For years, Bank of England boss Mark Carney warned of the economic risks of Britain leaving the European Union. Now that it has happened, he says there could be a silver lining in Primer Boris Johnson’s plans to boost growth.
After a thumping election win in December that paved the way for Brexit on Jan. 31, Johnson gave the green light this week to a new high-speed railway line that, according to one estimate, is likely to cost more than 100 billion pounds.
The prime minister has promised further help for regions where growth has fallen far behind London and other big cities.
“In an environment where everything is getting a fresh look, it’s fertile ground for taking a step back and making bigger changes than otherwise might have been made,” Carney said when asked about potential upsides for the economy from Brexit.
“It’s early days but there are several initiatives – the budget will be telling – that suggest that some of these opportunities are being grasped,” he said, seated at a table in his office that has been used by BoE governors for over 200 years, its leather top worn thin by use.
Carney was speaking on Thursday, shortly before the surprise resignation of finance minister Sajid Javid. Now, the budget statement scheduled for March 11 will given by the new chancellor of the exchequer, Rishi Sunak.
When asked later about the change in finance minister, the BoE declined to provide further comment.
Carney burst onto Britain’s financial scene from his native Canada in 2013, taking over the reins of monetary policy when the country was still struggling to throw off the hangover of the global financial crisis.
Three years into his term, Britain voted in a referendum to leave the EU, despite warnings from Carney and most analysts that Britain’s economy was likely to suffer as a result.
Carney, who angered many supporters of Brexit with his comments, has not changed his mind about that, even if Johnson says leaving the EU will unleash Britain’s potential.
“It’s absolutely clear in the data, whether both the survey data and the hard data, that it’s had an impact, a notable impact on investment and of course that flows through to productivity,” he said.
The BoE has estimated that the Brexit process has reduced productivity – a key gauge of how much an economy can grow over the longer term – by 2%.
A “CONCEPTUAL POSITIVE”
Still, Brexit could prove to be “a conceptual positive” for Britain as it finds its feet outside the EU, Carney said.
“It is a major reordering of our relationship not just with the European Union but our trading relationships with the rest of the world and it is prompting a reassessment of economic policy, structural economic policy in the country,” he said.
Carney said there were signs of a quick upturn in confidence in Britain after Johnson’s election win ended the uncertainty about whether Britain really would leave the EU on Jan. 31.

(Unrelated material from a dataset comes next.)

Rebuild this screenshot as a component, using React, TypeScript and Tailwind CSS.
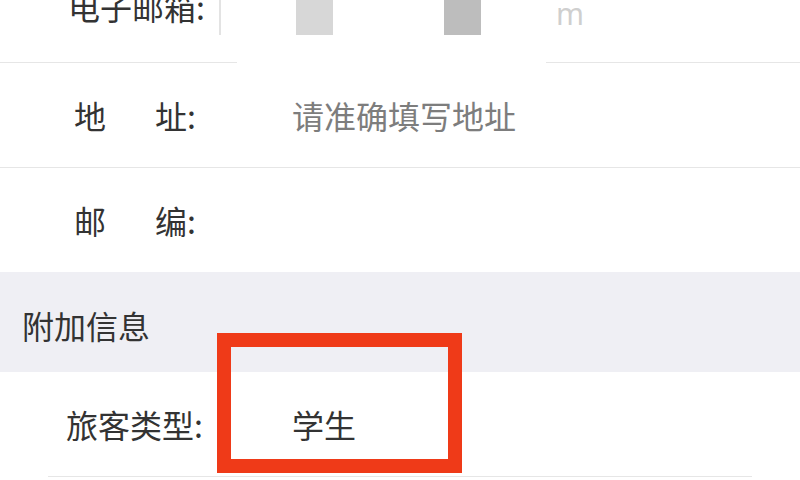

“We are already seeing a rebound in confidence, business confidence and to some extent a firming of consumer confidence,” he said.
Carney said he would have been surprised if, when he swapped the Bank of Canada for the BoE in 2013, someone had told him the British economy, like much of the rest of the developed world, would still now be stuck in low growth gear.
The BoE last month cut its forecasts for how quickly the economy can grow without generating too much inflation to just over 1%.
But Carney – who will become a United Nations envoy pushing companies to acknowledge their impacts on the climate – said he was optimistic that the rewards of digital technologies would eventually be shared beyond a small group of corporate titans.
“I feel that there is an element of something that is fundamentally positive which is the advent of machine learning, big data, the reorganization of the economy that comes with really breakthrough technologies,” he said.